Any Ideas, to determine which elements are shared among all the vectors, after compared all vs all. Note that is not mandatory that every vector have a term shared with all the others.
(v1 <- letters[1:3])
(v2 <- letters[3:5])
intersect(v1,v2)
Nope, because this is how is filled a vector, I've to compare all the elements in this vector with all the elements in the other vectors, which has to be done for everyone.
Hi!
To help us help you, could you please prepare a repr oducible ex ample (reprex) illustrating your issue?
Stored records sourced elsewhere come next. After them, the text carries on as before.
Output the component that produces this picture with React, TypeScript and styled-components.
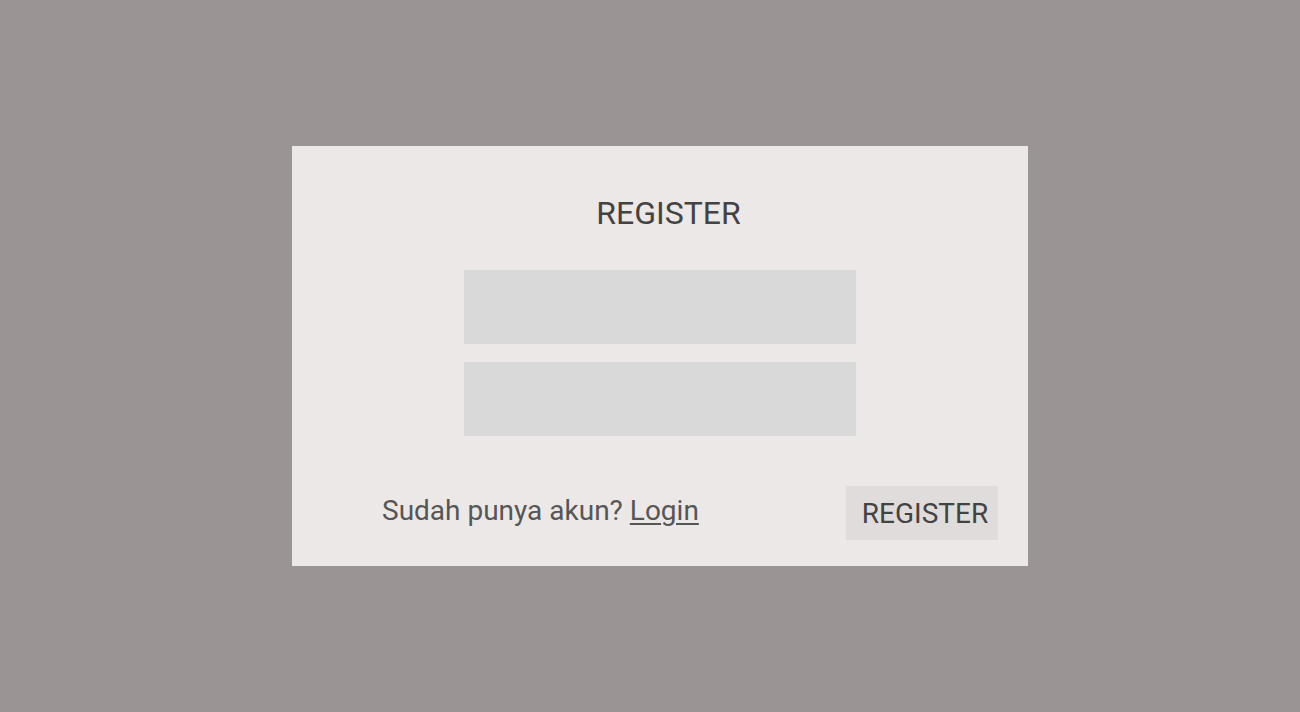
import React from "react";
import styled, { createGlobalStyle } from "styled-components";

const Global = createGlobalStyle`
  html, body { margin: 0; padding: 0; height: 100%; }
  body { background: #9a9594; font-family: Roboto, "Liberation Sans", sans-serif; }
  #root { height: 100%; }
`;

const Page = styled.div`
  height: 712px;
  display: flex;
  align-items: center;
  justify-content: center;
  padding-left: 20px;
  box-sizing: border-box;
`;

const Card = styled.form`
  width: 736px;
  height: 420px;
  box-sizing: border-box;
  background: #ece8e7;
  display: flex;
  flex-direction: column;
  align-items: center;
  padding-top: 48px;
`;

const Title = styled.h1`
  margin: 0 0 0 17px;
  font-weight: 400;
  font-size: 32px;
  line-height: 38px;
  color: #444343;
`;

const Fields = styled.div`
  display: flex;
  flex-direction: column;
  gap: 18px;
  margin-top: 38px;
`;

const Input = styled.input`
  width: 392px;
  height: 74px;
  box-sizing: border-box;
  border: none;
  background: #d9d9d9;
  outline: none;
  padding: 0 12px;
  font-family: inherit;
  font-size: 20px;
`;

const Footer = styled.div`
  align-self: stretch;
  display: flex;
  align-items: center;
  justify-content: space-between;
  padding: 0 30px 0 90px;
  margin-top: 50px;
`;

const Prompt = styled.p`
  margin: 0 0 4px;
  font-size: 28px;
  line-height: 34px;
  color: #575656;
`;

const LoginLink = styled.a`
  color: #575656;
  text-decoration: underline;
  text-underline-offset: 3px;
  text-decoration-thickness: 2px;
  cursor: pointer;
`;

const Button = styled.button`
  width: 152px;
  height: 54px;
  border: none;
  background: #dfdcdb;
  color: #444343;
  font-family: inherit;
  font-size: 28px;
  padding: 0 0 0 6px;
  cursor: pointer;
`;

export default function App() {
  return (
    <>
      <Global />
      <Page>
        <Card onSubmit={(e) => e.preventDefault()}>
          <Title>REGISTER</Title>
          <Fields>
            <Input type="text" aria-label="username" />
            <Input type="password" aria-label="password" />
          </Fields>
          <Footer>
            <Prompt>
              Sudah punya akun? <LoginLink>Login</LoginLink>
            </Prompt>
            <Button type="submit">REGISTER</Button>
          </Footer>
        </Card>
      </Page>
    </>
  );
}
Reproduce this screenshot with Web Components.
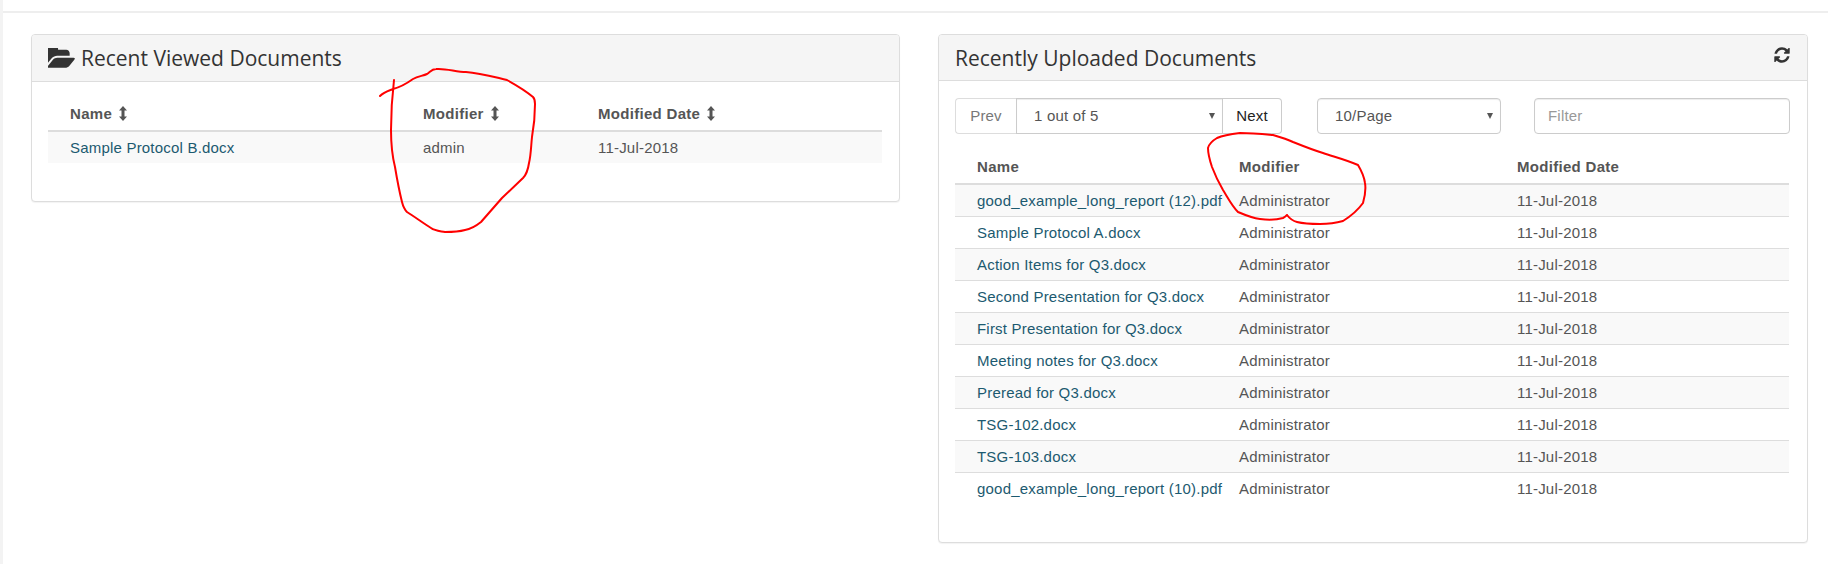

Please have a look at this guide, to see how to create one:
A minimal reproducible example consists of the following items:
A minimal dataset, necessary to reproduce the issue
The minimal runnable code necessary to reproduce the issue, which can be run
on the given dataset, and including the necessary information on the used packages.
Let's quickly go over each one of these with examples:
Minimal Dataset (Sample Data)
You need to provide a data frame that is small enough to be (reasonably) pasted on a post, but big enough to reproduce your issue.
Let's say, as an example, that you are working with the iris data frame
head(iris)
#> Sepal.Length Sepal.Width Petal.Length Petal.Width Species
#> 1 5.1 3.5 1.4 0.…
HI, ok I'll try!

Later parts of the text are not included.